My son and I moved in with them about 6 months ago and I finally persuaded my bf to go for custody, we won and her mother is allowed to see her 4 hours a week and every other weekend. Because I had to relocate and left my job my bf suggested that I take some time off of work to be with the kids, of course, I graciously accepted. The last 6 months have been hell. FSD's behavior is absolutely unbearable. She lies CONSTANTLY. I can look right at her while she is doing something she shouldn't and she will lie and say she isnt' doing anything. She is constantly in trouble at school, refuses to do homework or even eat for me. Even if I give her cake or candy she will literally take an hour to eat it just to spite me. She will not play with my son only being rude to him. She screams at me, throws temper tantrums when I ask her to do the smallest things. She also has a problem with hygiene. When she would go to the bathroom she refused to wipe, after explaining why it was so important she finally began to, only to throw the toilet paper on the floor. After begging and pleading she not do that I began to find it hidden throughout the house.

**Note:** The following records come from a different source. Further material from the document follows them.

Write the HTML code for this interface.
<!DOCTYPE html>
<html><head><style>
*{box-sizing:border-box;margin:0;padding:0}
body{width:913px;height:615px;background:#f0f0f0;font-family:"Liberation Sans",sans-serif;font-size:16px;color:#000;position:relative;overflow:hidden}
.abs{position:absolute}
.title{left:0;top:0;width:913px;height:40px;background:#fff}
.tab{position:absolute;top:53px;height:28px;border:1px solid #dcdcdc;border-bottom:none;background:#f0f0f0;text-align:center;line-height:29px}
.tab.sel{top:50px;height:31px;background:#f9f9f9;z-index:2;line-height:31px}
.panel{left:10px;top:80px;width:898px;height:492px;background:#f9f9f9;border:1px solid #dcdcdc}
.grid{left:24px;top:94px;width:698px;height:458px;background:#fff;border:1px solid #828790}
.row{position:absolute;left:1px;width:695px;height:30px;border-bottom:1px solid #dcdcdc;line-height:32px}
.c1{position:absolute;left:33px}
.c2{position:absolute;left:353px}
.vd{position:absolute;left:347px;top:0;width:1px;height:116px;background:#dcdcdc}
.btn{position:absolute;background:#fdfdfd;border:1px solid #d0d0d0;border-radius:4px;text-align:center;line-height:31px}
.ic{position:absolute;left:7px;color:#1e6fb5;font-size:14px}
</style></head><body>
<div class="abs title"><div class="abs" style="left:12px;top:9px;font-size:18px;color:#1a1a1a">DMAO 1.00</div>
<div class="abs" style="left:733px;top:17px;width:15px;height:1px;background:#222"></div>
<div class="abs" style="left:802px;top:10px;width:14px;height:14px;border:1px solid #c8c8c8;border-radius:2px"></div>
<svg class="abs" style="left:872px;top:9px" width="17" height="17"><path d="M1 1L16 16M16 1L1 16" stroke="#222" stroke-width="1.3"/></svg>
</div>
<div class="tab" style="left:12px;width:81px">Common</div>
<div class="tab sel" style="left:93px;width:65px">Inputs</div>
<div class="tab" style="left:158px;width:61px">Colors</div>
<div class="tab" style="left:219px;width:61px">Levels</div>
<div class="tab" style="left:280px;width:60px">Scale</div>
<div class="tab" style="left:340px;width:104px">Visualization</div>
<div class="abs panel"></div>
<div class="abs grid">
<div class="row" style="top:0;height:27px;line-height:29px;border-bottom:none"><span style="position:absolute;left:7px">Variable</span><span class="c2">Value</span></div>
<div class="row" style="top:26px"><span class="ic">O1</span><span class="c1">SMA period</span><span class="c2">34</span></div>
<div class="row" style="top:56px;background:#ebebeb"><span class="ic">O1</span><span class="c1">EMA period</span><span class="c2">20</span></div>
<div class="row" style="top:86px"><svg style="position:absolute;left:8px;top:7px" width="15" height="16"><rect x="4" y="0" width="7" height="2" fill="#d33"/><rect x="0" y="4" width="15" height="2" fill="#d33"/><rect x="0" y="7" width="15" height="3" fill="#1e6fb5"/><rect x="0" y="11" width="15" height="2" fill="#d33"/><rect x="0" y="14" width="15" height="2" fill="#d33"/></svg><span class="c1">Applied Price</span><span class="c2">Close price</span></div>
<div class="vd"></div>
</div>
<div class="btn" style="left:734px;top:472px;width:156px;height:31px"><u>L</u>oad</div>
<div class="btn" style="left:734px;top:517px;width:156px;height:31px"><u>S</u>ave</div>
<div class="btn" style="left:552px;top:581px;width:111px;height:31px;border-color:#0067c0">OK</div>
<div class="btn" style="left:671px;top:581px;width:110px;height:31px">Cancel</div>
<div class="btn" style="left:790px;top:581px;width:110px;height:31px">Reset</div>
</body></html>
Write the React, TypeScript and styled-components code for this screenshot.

My bf commutes and works long hours, so I am alone with both kids from breakfast until bedtime. When he comes home and I try to explain what is going on without bursting into tears he accuses me of hating FSD and says there is nothing he can do about it. I have tried, what I feel, to be everything in the book. I began with timeouts, taking away toys, going to bed early, no snacks. Didn't fase her in the slightest. I tried kindness, explaining, pleading, doesn't care. I got a sticker board 4 months ago to reward her for positive behavior, once it's full she gets a toy. Still, she doesn't even try. Her behavior is the same when her father is home and he ignores it. I expect a lot from my son and he is very well behaved, but recently it has taken a toll on him and he's trying to get away with things and has begun lying to me.
Leaving my support system 30 miles away I tried asking his family for advice, their suggestions are to let her do whatever she wants and that I'm too hard on her. My problem is I love her and want to see her become a well rounded person, I can only imagine how she will grow up if she's never taught there are consequences for negative behavior. I have begged my bf to get her counseling, but like everyone in the family he refuses to see there are terrible emotional issues going on with her. I feel like the whole problem is my fault. I love my bf and fsd so much, but don't want to live my whole life feeling isolated, unsupported, and completely responsible for everything that goes on. I can't be her mother and father. I must do what's best for my son and is that to subject him to her behavior and by being completely ignored by bf? Sorry, so long. I'm so depressed and feel so alone. Any help would be appreciated more than I could ever express!!!